Front-end source files:
# # # # #
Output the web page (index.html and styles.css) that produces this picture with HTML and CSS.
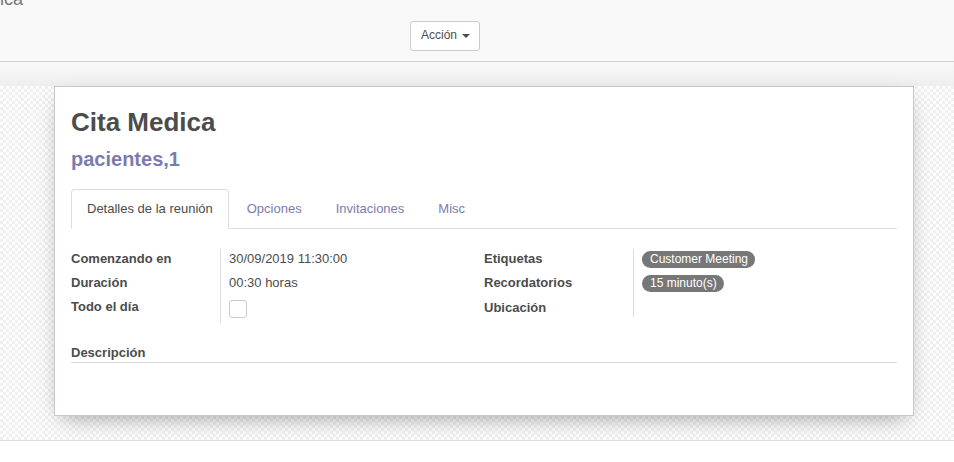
FILE: index.html
```html
<!DOCTYPE html>
<html lang="es">
<head>
<meta charset="utf-8">
<title>Cita Medica</title>
<link rel="stylesheet" href="styles.css">
</head>
<body>
<div class="cp">
  <div class="breadcrumb">Cita Medica</div>
  <div class="cp-row">
    <button class="btn" type="button">Acción <span class="caret"></span></button>
  </div>
</div>
<div class="sheet-bg">
  <div class="sheet">
    <h1 class="title">Cita Medica</h1>
    <h2 class="subtitle">pacientes,1</h2>
    <ul class="tabs">
      <li class="tab active">Detalles de la reunión</li>
      <li class="tab">Opciones</li>
      <li class="tab">Invitaciones</li>
      <li class="tab">Misc</li>
    </ul>
    <div class="groups">
      <div class="group">
        <div class="lbl">Comenzando en</div><div class="val">30/09/2019 11:30:00</div>
        <div class="lbl">Duración</div><div class="val">00:30 horas</div>
        <div class="lbl last">Todo el día</div><div class="val last"><span class="checkbox"></span></div>
      </div>
      <div class="group">
        <div class="lbl">Etiquetas</div><div class="val tags"><span class="badge">Customer Meeting</span></div>
        <div class="lbl">Recordatorios</div><div class="val tags"><span class="badge">15 minuto(s)</span></div>
        <div class="lbl last loc">Ubicación</div><div class="val last"></div>
      </div>
    </div>
    <div class="desc-label">Descripción</div>
    <div class="desc-body"></div>
  </div>
</div>
<div class="chatter"></div>
</body>
</html>
```
FILE: styles.css
```css
* { box-sizing: border-box; }
html, body { margin: 0; padding: 0; }
body {
  font-family: "Liberation Sans", Arial, sans-serif;
  font-size: 13px;
  color: #4c4c4c;
  background: #fff;
  overflow: hidden;
  height: 462px;
}

.cp {
  display: flow-root;
  height: 62px;
  background: #f9f9f9;
  border-bottom: 1px solid #cfcfcf;
}
.breadcrumb {
  font-size: 18px;
  line-height: 20px;
  color: #777;
  margin: -11px 0 0 -72px;
  white-space: nowrap;
}
.cp-row {
  display: flex;
  padding-left: 410px;
  margin-top: 12px;
}
.btn {
  font-family: "Liberation Sans", Arial, sans-serif;
  font-size: 12px;
  line-height: 16px;
  color: #4c4c4c;
  background: #fff;
  border: 1px solid #ccc;
  border-radius: 3px;
  height: 30px;
  width: 70px;
  padding: 5px 10px 7px;
  display: flex;
  align-items: center;
  gap: 5px;
  cursor: pointer;
}
.caret {
  display: inline-block;
  width: 0;
  height: 0;
  border-top: 4px solid #4c4c4c;
  border-left: 4px solid transparent;
  border-right: 4px solid transparent;
  margin-top: 2px;
}

.sheet-bg {
  padding: 24px 40px 24px 54px;
  background:
    linear-gradient(#f9f9f9, #eeeeee) 0 0 / 100% 24px no-repeat,
    repeating-conic-gradient(#f0f0f0 0 25%, #fdfdfd 0 50%) 0 0 / 6px 6px;
}
.sheet {
  width: 860px;
  background: #fff;
  border: 1px solid #c9c8d2;
  box-shadow: 0 8px 22px -8px rgba(0,0,0,0.4);
  padding: 20px 16px 16px;
}
.title {
  margin: 0;
  font-size: 26px;
  line-height: 30px;
  font-weight: bold;
  color: #4c4c4c;
}
.subtitle {
  margin: 10px 0 0;
  font-size: 20px;
  line-height: 24px;
  font-weight: bold;
  color: #7c7bad;
}
.tabs {
  list-style: none;
  margin: 18px 0 0;
  padding: 0;
  display: flex;
  border-bottom: 1px solid #ddd;
}
.tab {
  margin: 0 2px -1px 0;
  padding: 10px 15px;
  line-height: 18px;
  border: 1px solid transparent;
  border-radius: 4px 4px 0 0;
  color: #7c7bad;
  cursor: pointer;
}
.tab.active {
  color: #4c4c4c;
  background: #fff;
  border-color: #ddd #ddd transparent;
}

.groups {
  display: grid;
  grid-template-columns: 1fr 1fr;
  margin-top: 20px;
}
.group {
  display: grid;
  grid-template-columns: 150px 1fr;
  align-content: start;
}
.lbl {
  font-weight: bold;
  line-height: 19px;
  padding-bottom: 5px;
  border-right: 1px solid #ddd;
}
.val {
  line-height: 19px;
  padding: 0 0 5px 8px;
}
.lbl.last, .val.last { padding-bottom: 0; }
.tags {
  display: flex;
  align-items: flex-start;
  padding-top: 2px;
  padding-bottom: 3px;
}
.badge {
  display: inline-block;
  background: #777;
  color: #fff;
  font-size: 12px;
  line-height: 13px;
  padding: 2px 7px 2px 8px;
  border-radius: 10px;
}
.checkbox {
  display: block;
  width: 18px;
  height: 18px;
  border: 1px solid #ccc;
  border-radius: 3px;
  margin: 3px 0 5px;
}
.loc { padding-top: 1px; line-height: 19px; }

.desc-label {
  margin-top: 20px;
  font-weight: bold;
  line-height: 19px;
  border-bottom: 1px solid #d9d9d9;
}
.desc-body {
  height: 36px;
}

.chatter {
  border-top: 1px solid #dcdcdc;
  height: 40px;
  background: #fff;
}
```
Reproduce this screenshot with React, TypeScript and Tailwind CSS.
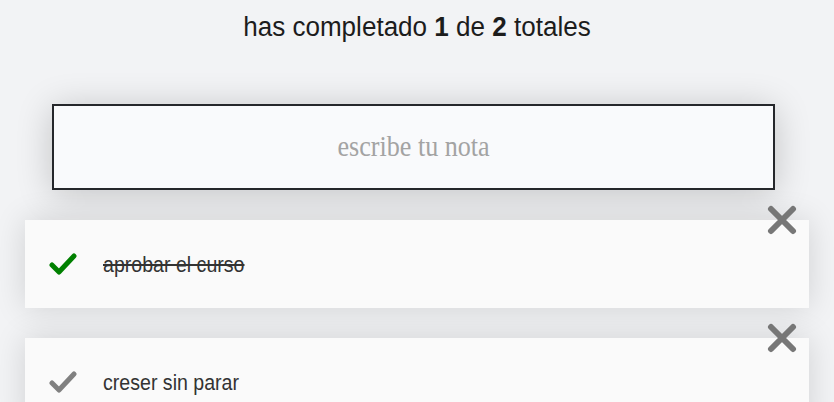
import React from "react";

type Todo = { text: string; done: boolean };

const todos: Todo[] = [
  { text: "aprobar el curso", done: true },
  { text: "creser sin parar", done: false },
];

function CheckIcon({ color }: { color: string }) {
  return (
    <svg width="28" height="24" viewBox="0 0 28 24" fill="none">
      <polyline
        points="3,13 10,20 25,4"
        stroke={color}
        strokeWidth="5"
        strokeLinecap="round"
        strokeLinejoin="round"
      />
    </svg>
  );
}

function CloseIcon() {
  return (
    <svg width="30" height="30" viewBox="0 0 30 30" fill="none">
      <path
        d="M4 4 L26 26 M26 4 L4 26"
        stroke="#777777"
        strokeWidth="6"
        strokeLinecap="round"
      />
    </svg>
  );
}

export default function App() {
  return (
    <main className="min-h-screen bg-[#f2f3f5] flex flex-col overflow-hidden">
      <h1 className="text-center text-[27px] leading-[32px] text-[#1c1c1c] pt-[11px] scale-x-[0.965] font-['Liberation_Sans',Arial,sans-serif]">
        has completado <b>1</b> de <b>2</b> totales
      </h1>

      <div className="ml-[52px] mr-[59px] mt-[61px] h-[86px] border-2 border-[#25272b] bg-[#f9fafc] flex items-center justify-center shadow-[0_4px_36px_rgba(0,0,0,0.2)]">
        <span className="text-[29px] text-[#a3a3a3] scale-x-[0.9] font-['Liberation_Serif','Times_New_Roman',serif]">
          escribe tu nota
        </span>
      </div>

      <ul className="mx-[25px] mt-[30px] flex flex-col gap-[30px]">
        {todos.map((t) => (
          <li
            key={t.text}
            className="relative h-[88px] bg-[#fafafa] flex items-center pl-[24px] shadow-[0_0_32px_rgba(0,0,0,0.14)]"
          >
            <CheckIcon color={t.done ? "#008000" : "#808080"} />
            <span
              className={
                "ml-[26px] inline-block origin-left scale-x-[0.89] text-[22px] text-[#333] font-['Liberation_Sans',Arial,sans-serif] " +
                (t.done ? "line-through" : "")
              }
            >
              {t.text}
            </span>
            <button className="absolute right-[12px] top-[-15px]">
              <CloseIcon />
            </button>
          </li>
        ))}
      </ul>
    </main>
  );
}
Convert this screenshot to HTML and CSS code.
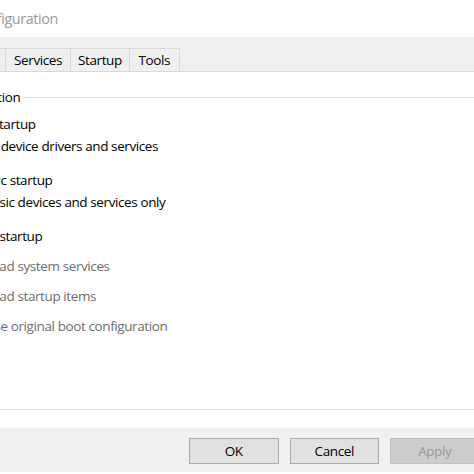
FILE: index.html
```html
<!DOCTYPE html>
<html lang="en">
<head>
<meta charset="utf-8">
<title>System Configuration</title>
<link rel="stylesheet" href="styles.css">
</head>
<body>
<div class="dialog">
  <div class="titlebar"><span class="title">System Configuration</span></div>
  <div class="tabband">
    <div class="tab tab-general">General</div>
    <div class="tab tab-boot">Boot</div>
    <div class="tab tab-services">Services</div>
    <div class="tab tab-startup">Startup</div>
    <div class="tab tab-tools">Tools</div>
  </div>
  <div class="panel">
    <div class="legend-row"><span class="legend">Startup selection</span></div>
    <div class="group-body">
      <div class="option">
        <div class="radio-row"><span class="radio"></span>Normal startup</div>
        <div class="desc">Load all device drivers and services</div>
      </div>
      <div class="option">
        <div class="radio-row"><span class="radio"></span>Diagnostic startup</div>
        <div class="desc">Load basic devices and services only</div>
      </div>
      <div class="option option-last">
        <div class="radio-row"><span class="radio"></span>Selective startup</div>
      </div>
      <div class="check-row"><span class="check"></span>Load system services</div>
      <div class="check-row"><span class="check"></span>Load startup items</div>
      <div class="check-row"><span class="check"></span>Use original boot configuration</div>
    </div>
  </div>
  <div class="buttonbar">
    <button class="btn">OK</button>
    <button class="btn">Cancel</button>
    <button class="btn btn-disabled">Apply</button>
    <button class="btn">Help</button>
  </div>
</div>
</body>
</html>
```
FILE: styles.css
```css
html, body {
  margin: 0;
  padding: 0;
  background: #ffffff;
  overflow: hidden;
}
body {
  width: 474px;
  height: 474px;
  font-family: "Open Sans", "Noto Sans", sans-serif;
  font-size: 13.5px;
  letter-spacing: -0.4px;
  color: #000000;
}
.dialog {
  margin-left: -100px;
  width: 680px;
}
.titlebar {
  height: 37px;
  display: flex;
  align-items: center;
  padding-left: 22px;
  font-size: 14.4px;
  color: #999999;
}
.tabband {
  height: 34px;
  box-sizing: border-box;
  padding-top: 11px;
  background: #f0f0f0;
  display: flex;
}
.tab {
  height: 23px;
  box-sizing: border-box;
  line-height: 22px;
  padding: 0 8px;
  border: 1px solid #d9d9d9;
  border-bottom: none;
  margin-right: -1px;
  background: #f0f0f0;
  text-align: center;
}
.tab-general {
  margin-left: -4px;
  background: #ffffff;
}
.tab-startup { padding: 0 7px; }
.tab-tools { min-width: 51px; }
.panel {
  border-top: 1px solid #d9d9d9;
  height: 356px;
  overflow: hidden;
}
.legend-row {
  margin-top: 16px;
  height: 18px;
  display: flex;
  align-items: center;
  padding-left: 21px;
}
.legend {
  line-height: 18px;
  padding-right: 3px;
}
.legend-row::after {
  content: "";
  flex: 1;
  height: 1px;
  background: #dcdcdc;
}
.group-body {
  height: 296px;
  padding-top: 7px;
  border-bottom: 1px solid #dcdcdc;
}
.option {
  margin-bottom: 11px;
}
.option-last {
  margin-bottom: 4px;
}
.radio-row {
  line-height: 22px;
  padding-left: 27px;
  display: flex;
  align-items: center;
}
.radio {
  width: 11px;
  height: 11px;
  border: 1px solid #333333;
  border-radius: 50%;
  margin-right: 5px;
  flex: none;
}
.desc {
  line-height: 23px;
  padding-left: 52px;
}
.check-row {
  line-height: 30px;
  padding-left: 67px;
  color: #6d6d6d;
  display: flex;
  align-items: center;
}
.check {
  width: 11px;
  height: 11px;
  border: 1px solid #bcbcbc;
  margin-right: 5px;
  flex: none;
}
.buttonbar {
  height: 44px;
  box-sizing: border-box;
  background: #f0f0f0;
  padding-top: 10px;
  padding-left: 289px;
  display: flex;
  gap: 11px;
}
.btn {
  width: 90px;
  height: 26px;
  box-sizing: border-box;
  border: 1px solid #adadad;
  background: #e1e1e1;
  font-family: "Open Sans", "Noto Sans", sans-serif;
  font-size: 13.5px;
  letter-spacing: -0.4px;
  color: #000000;
  padding: 0;
  line-height: 23px;
}
.btn-disabled {
  background: #cccccc;
  border-color: #bfbfbf;
  color: #999999;
}
```
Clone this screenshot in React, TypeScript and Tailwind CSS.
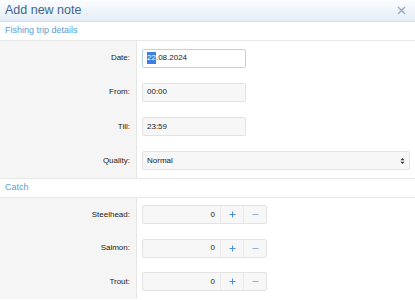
# # # # #
**INSTRUCTIONS TO FOLLOW**
What is the number of lines in the data above that include the word "Tailwind"? Answer with that number only.

**TASK RESPONSE**
2